That crummy boss in the window office could be slowly killing you, according to a study of British workers published Monday.
Researchers in Finland who did the study found that workers who felt they were being treated fairly had a much lower incidence of coronary heart disease, the leading cause of death in all Western societies.
“Most people care deeply about just treatment by authorities,” study author Mika Kivimaki of the Finnish Institute of Occupational Health wrote in this week’s Archives of Internal Medicine. “Lack of justice may be a source of oppression, deprivation and stress.”
People consider that they are being treated fairly at work when they believe their supervisor considers their viewpoint, shares information about decision-making and treats individuals fairly and in a truthful manner, the study said.
The researchers tracked the 10-year incidence of heart disease in over 6,400 male civil servants in London who had been polled on their perceived level of justice and injustice in the workplace.

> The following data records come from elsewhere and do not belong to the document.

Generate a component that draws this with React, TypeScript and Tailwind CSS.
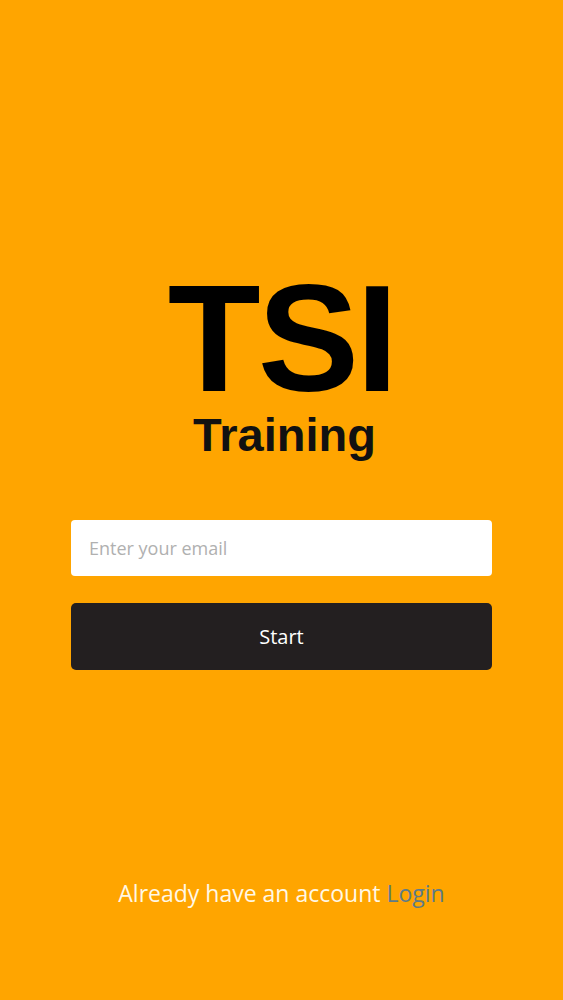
import React from "react";

export default function App() {
  return (
    <div className="w-full h-[1000px] bg-[#ffa500] flex flex-col items-center">
      <div className="h-[272px]" />
      <div className="text-black font-bold leading-[132px] tracking-[-0.02em] text-[152px] font-['Liberation_Sans',Arial,sans-serif]">
        TSI
      </div>
      <div className="text-[#111] font-bold leading-none text-[47px] mt-[7px] ml-[6px] font-['Liberation_Sans',Arial,sans-serif]">
        Training
      </div>
      <div className="w-[421px] mt-[62px] flex flex-col gap-[27px] font-['Open_Sans',sans-serif]">
        <input
          type="email"
          placeholder="Enter your email"
          className="w-full h-[56px] bg-white rounded-[4px] px-[18px] text-[18px] text-[#333] placeholder:text-[#b0b0b0] outline-none"
        />
        <button className="w-full h-[67px] bg-[#231f20] rounded-[5px] text-white text-[20px]">
          Start
        </button>
      </div>
      <div className="flex-1" />
      <div className="text-[23px] text-[#fff8e6] mb-[90px] font-['Open_Sans',sans-serif]">
        Already have an account <span className="text-[#5d7b88]">Login</span>
      </div>
    </div>
  );
}
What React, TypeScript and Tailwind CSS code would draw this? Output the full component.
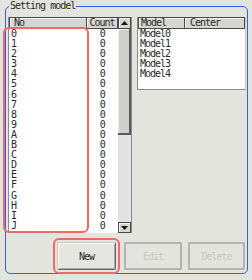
const rows = ["0","1","2","3","4","5","6","7","8","9","A","B","C","D","E","F","G","H","I","J"];
const models = ["Model0","Model1","Model2","Model3","Model4"];

const font = "font-['DejaVu_Sans_Mono','Liberation_Mono',monospace] text-[10px] tracking-[-1px]";

const HeaderCell = ({ label, className }: { label: string; className?: string }) => (
  <div
    className={`h-[12px] leading-[10px] bg-[#d6d6d0] border border-[#4a4a4a] shadow-[inset_1px_1px_0_#f4f4f0] text-[#2a2a2a] ${className ?? ""}`}
  >
    {label}
  </div>
);

const Arrow = ({ down }: { down?: boolean }) => (
  <svg width="7" height="4" viewBox="0 0 7 4">
    <polygon points={down ? "0,0 7,0 3.5,4" : "3.5,0 7,4 0,4"} fill="#111" />
  </svg>
);

export default function App() {
  return (
    <div className={`w-[252px] h-[280px] bg-[#e4e4de] pt-px pl-[5px] relative ${font}`}>
      <fieldset className="w-[243px] h-[273px] border border-[#3a5fe6] rounded-[5px] px-px">
        <legend className="ml-[2px] px-px leading-[10px] text-[#2a2a2a]">Setting model</legend>

        <div className="flex items-start gap-[5px] mt-[6px] ml-px">
          {/* left list */}
          <div className="w-[124px] h-[216px] flex bg-white border-l border-[#7c8cb0]">
            <div className="w-[109px] flex flex-col">
              <div className="flex">
                <HeaderCell label="No" className="w-[78px] pl-[4px]" />
                <HeaderCell label="Count" className="w-[32px] -ml-px text-center" />
              </div>
              {rows.map((r) => (
                <div key={r} className="flex h-[10.1px] leading-[10px] text-[#2a2a2a]">
                  <span className="w-[78px] pl-[2px]">{r}</span>
                  <span className="w-[32px] text-center">0</span>
                </div>
              ))}
            </div>
            <div className="w-[14px] flex flex-col bg-[#e2e2e2] border-r border-[#8a8a8a]">
              <div className="h-[12px] flex items-center justify-center bg-[#d6d6d0] border border-[#4a4a4a] shadow-[inset_1px_1px_0_#f4f4f0]">
                <Arrow />
              </div>
              <div className="h-[106px] bg-[#cfcfcb] border-r-2 border-b-2 border-[#5a5a5a] shadow-[inset_1px_1px_0_#f0f0ec]" />
              <div className="flex-1" />
              <div className="h-[11px] flex items-center justify-center bg-[#d6d6d0] border border-[#4a4a4a] shadow-[inset_1px_1px_0_#f4f4f0]">
                <Arrow down />
              </div>
            </div>
          </div>

          {/* right list */}
          <div className="w-[109px] h-[73px] bg-white border-l border-b border-[#8a8a8a] border-r border-r-[#c8c8c8]">
            <div className="flex">
              <HeaderCell label="Model" className="w-[47px] pl-[2px]" />
              <HeaderCell label="Center" className="flex-1 -ml-px pl-[5px]" />
            </div>
            {models.map((m) => (
              <div key={m} className="h-[10.1px] leading-[10px] pl-[2px] text-[#2a2a2a]">
                {m}
              </div>
            ))}
          </div>
        </div>

        <div className="flex justify-end mt-[9px] mr-px">
          <div className="p-[2px] border-2 border-[#f06868] rounded-[6px] -my-[4px]">
            <button className="w-[59px] h-[28px] bg-[#e6e6e0] border border-[#6a6a6a] border-t-[#c8c8c4] border-l-[#c8c8c4] shadow-[inset_1px_1px_0_#fafaf6,inset_-1px_-1px_0_#a8a8a4] rounded-[2px] text-[#2a2a2a]">
              New
            </button>
          </div>
          <button className="w-[58px] h-[28px] ml-[4px] border-2 border-[#b4b4b0] text-[#c8c8c2] rounded-[1px]">
            Edit
          </button>
          <button className="w-[57px] h-[28px] ml-[6px] border-2 border-[#b4b4b0] text-[#c8c8c2] rounded-[1px]">
            Delete
          </button>
        </div>
      </fieldset>

      {/* highlight over the number column */}
      <div className="absolute left-[3px] top-[27px] w-[86px] h-[206px] border-2 border-[#f06868] rounded-[6px] pointer-events-none" />
    </div>
  );
}
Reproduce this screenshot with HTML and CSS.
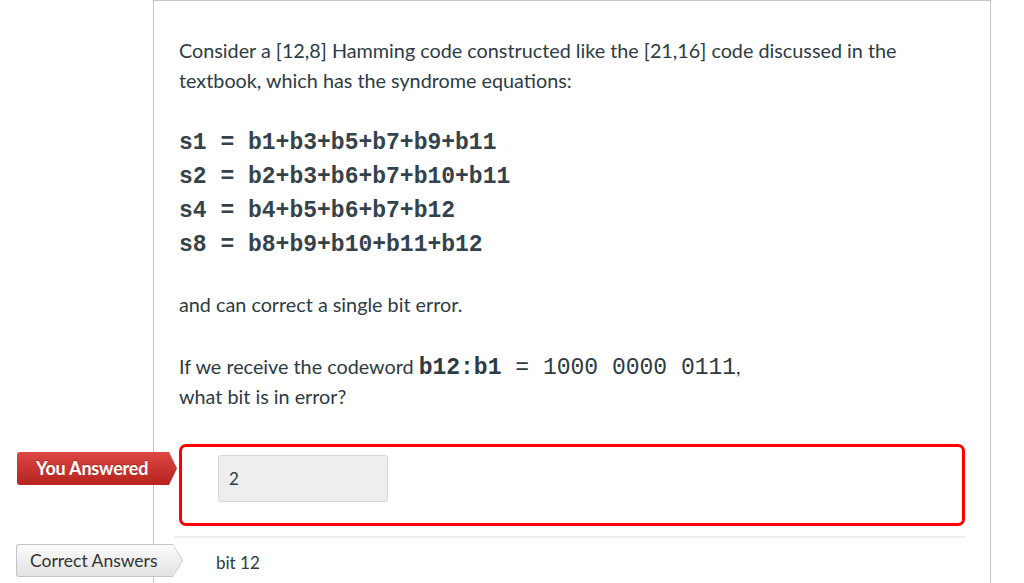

“In men who perceived a high level of justice, the risk of coronary heart disease was 30 percent lower than among those who perceived a low or an intermediate level of justice,” the researchers said.
That finding was not accounted for by other risk factors, from age and socioeconomic status to cholesterol levels, alcohol consumption and physical activity, the authors said.
Rania Sedhom, a labor and employment attorney with Meyer Suozzi English & Klein in New York who commented on the research, said a parallel study in the United States could find even more dramatic results because of the longer American work day.